How to Capture That "Old Twitter" Energy Today
You can't go back to 2007. The internet is too loud now. But if you're tired of the hyper-optimized, high-stakes feel of modern social media, there are ways to lean back into that original simplicity.
- Stop performing. If you want to post that you're bored at a bus stop, just do it. Don't worry about the "value" you're providing to your "audience."
- Curate ruthlessly. The original prompt worked because you only followed people you actually cared about. If your feed is a mess of people you don't like, that's on you. Mute and block are your best friends.
- Use chronological feeds. On X, you can still toggle to the "Following" tab. It’s the closest you’ll get to the old-school experience.
- Check out the Fediverse. Platforms like Mastodon or even certain corners of Bluesky are trying to replicate that non-algorithmic, status-based feel.

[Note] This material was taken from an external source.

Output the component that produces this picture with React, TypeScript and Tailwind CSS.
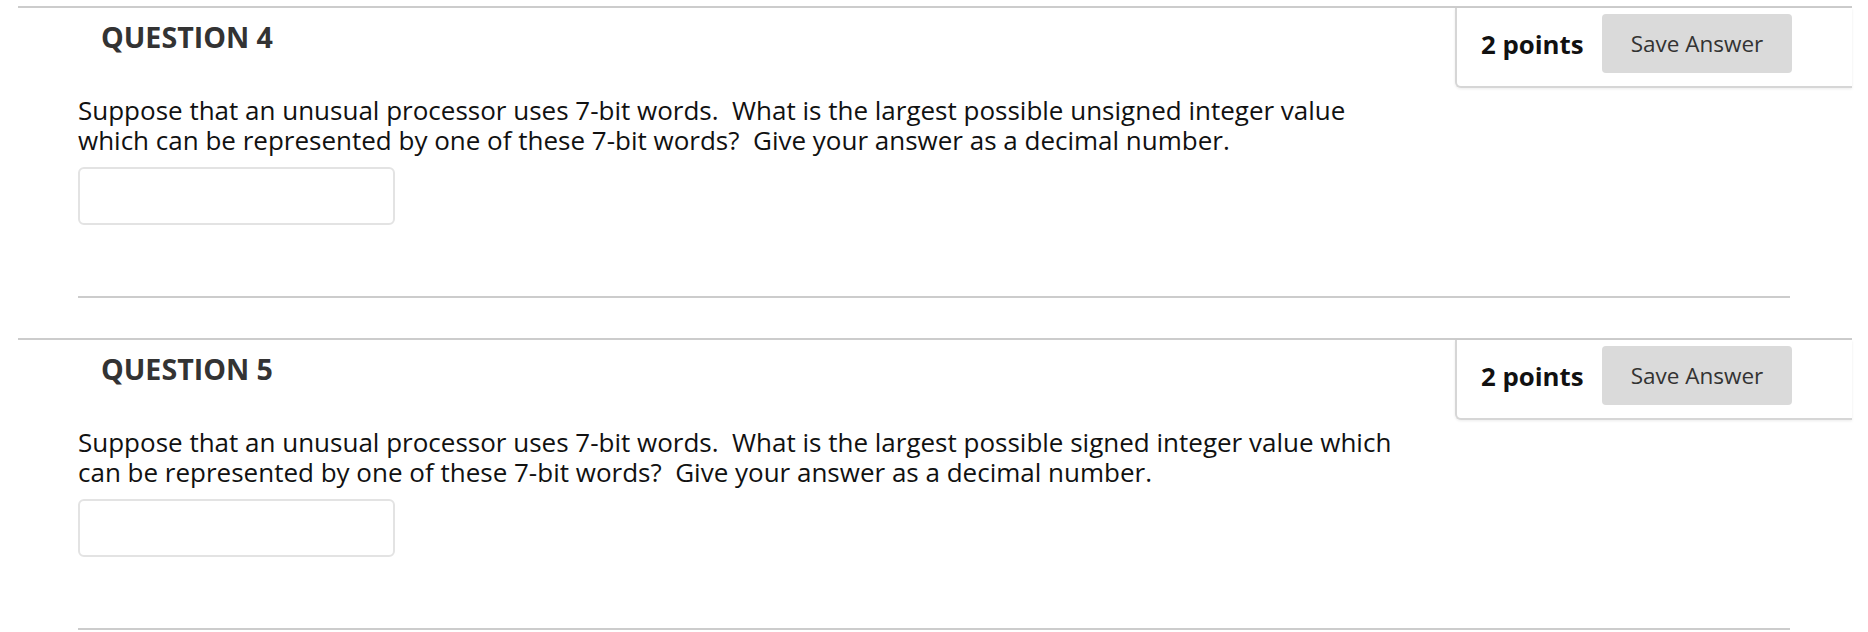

Actionable Steps for the Modern User
If you're using the platform for business or personal growth, you can't ignore the new rules, but you can respect the old ones. The most successful accounts right now are the ones that manage to feel "human" in an ocean of AI-generated slop.
- Ditch the threads occasionally. Post a single sentence. No emojis. No "follow for more." Just a thought.
- Engage with small accounts. Go find someone with 10 followers and answer their question. That’s how the site was built to work.